Global coal markets can be split into two major regions – the Pacific basin and the Atlantic basin. The major benchmarks for thermal coal are based on delivery at ports where coal is exported from or imported to, and include Newcastle coal (Australia), API4 coal (Richards Bay, South Africa), and API2 coal (Amsterdam Rotterdam Antwerp, ARA). Further, local coal markets like the USA have their own benchmarks.
PRICE DRIVERS IN ENERGY MARKETS
Prices in physical markets are influenced by a myriad of factors. As in most markets, supply and demand play a major role in price determination. Commodity prices are also generally linked to economic performance, with growing economies consuming more commodities, and thus raising prices. Commodity prices are also influenced by events affecting the supply chain of the product, from producers and refiners to distributors and consumers.
As a number of energy commodities are considered strategic assets and their production is concentrated in the hands of a few countries, which are largely emerging economies that can be prone to instability, there is a geopolitical aspect to price determination as well. As commodities get increasingly financialized, with major financial players like banks and hedge funds trading in these markets, commodity prices have also become linked to other asset prices.
Let us examine some of these factors briefly, using the oil markets as an example.
Geopolitical Risks
Oil prices are particularly vulnerable to events such as war, internal strife, or terrorist attacks, especially in the sensitive Middle East region. For example, oil prices spiked in the wake of the Gulf War and the Iraq War of 2003, as well as during the “Arab spring” rebellions across a number of countries in North Africa and the Middle East. In such environments, oil prices trade at a premium to prices implied by supply/demand balance, and this is sometimes dubbed the “fear premium.” In contrast, resource nationalism, in the form of higher royalties or outright nationalization of assets, has been decreasing in recent years and many national oil companies are opening up to collaboration with global oil companies due to the scarcity of capital and technological know-how needed to exploit new reserves.
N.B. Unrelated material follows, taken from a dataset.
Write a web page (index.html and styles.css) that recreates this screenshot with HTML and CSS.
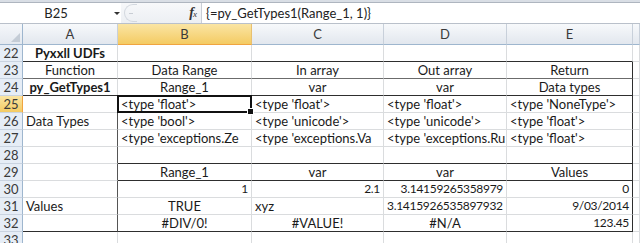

The Geopolitical Chessboard – The Petrodollar System and Rising China
Earlier in this chapter we discussed the strategic role played by energy resources and touched on how the pricing of this commodity can impact the destiny of large nations. The fact that more than 60 % of the global production of oil moves on maritime routes makes naval power integral to securing the supply of oil and thereby shaping the world's geopolitical chessboard. By far, the USA is the mightiest naval power in the world and has been successful in providing protection to major oil producers and securing the maritime routes, thereby deserving the privileges of the petrodollar system. Other rising powers, like China, have also relied on US-led maritime route security to secure the energy imports required to build an industrial complex and accelerate their economic growth. However, it is only recently that these nations have begun viewing these energy maritime routes as the source of vulnerability that they are and have taken steps to address these weaknesses and reduce their exposure to the petrodollar system.
The Strait of Hormuz, the Strait of Malacca, the Suez Canal, Bab El Mandab, the Danish Straits, the Bosporus and, to a lesser extent, the Panama Straits are the major oil chokepoints, representing the most strategic locations that have shaped the geopolitics of the last 40 years. The most strategic and troubled chokepoint remains the Strait of Hormuz, which has been used as a bargaining card by Iran to negotiate with the West and put pressure on neighboring oil-producing countries.
In the case of China, the world's second-largest oil-consuming nation, the situation is much more complicated, because its oil imports need to move through two major chokepoints and a troubled South China Sea, as shown in Figure 1.4.
FIGURE 1.4 Oil maritime routes and chokepoints
Data Sources: US Energy Information Administration analysis based on Lloyd's List Intelligence, Eastern Bloc Research, Suez Canal Authority, and UNCTAD, using EIA conversion factors. Estimates are for year 2013.
China imports over 70 % of its crude oil from the Middle East and the traditional sea route has been through the Indian Ocean, the Strait of Malacca, and the South China Sea. China remains concerned about its security of sea lanes, especially those passing through the Strait of Malacca and the South China Sea, through which an estimated 80 % of its oil imports transit. Also, in the absence of a significant global naval presence, China is not comfortable relying on oil imports passing through the South China Sea, which is surrounded by countries that are perceived to be part of a US-led containment coalition. These potentially hostile countries include the Philippines, Japan, and Taiwan, which were once referred to as an “unsinkable aircraft carrier” by General MacArthur. As a nation that is not a US ally, China fears the disruption of its oil imports in the case of hostilities in the region.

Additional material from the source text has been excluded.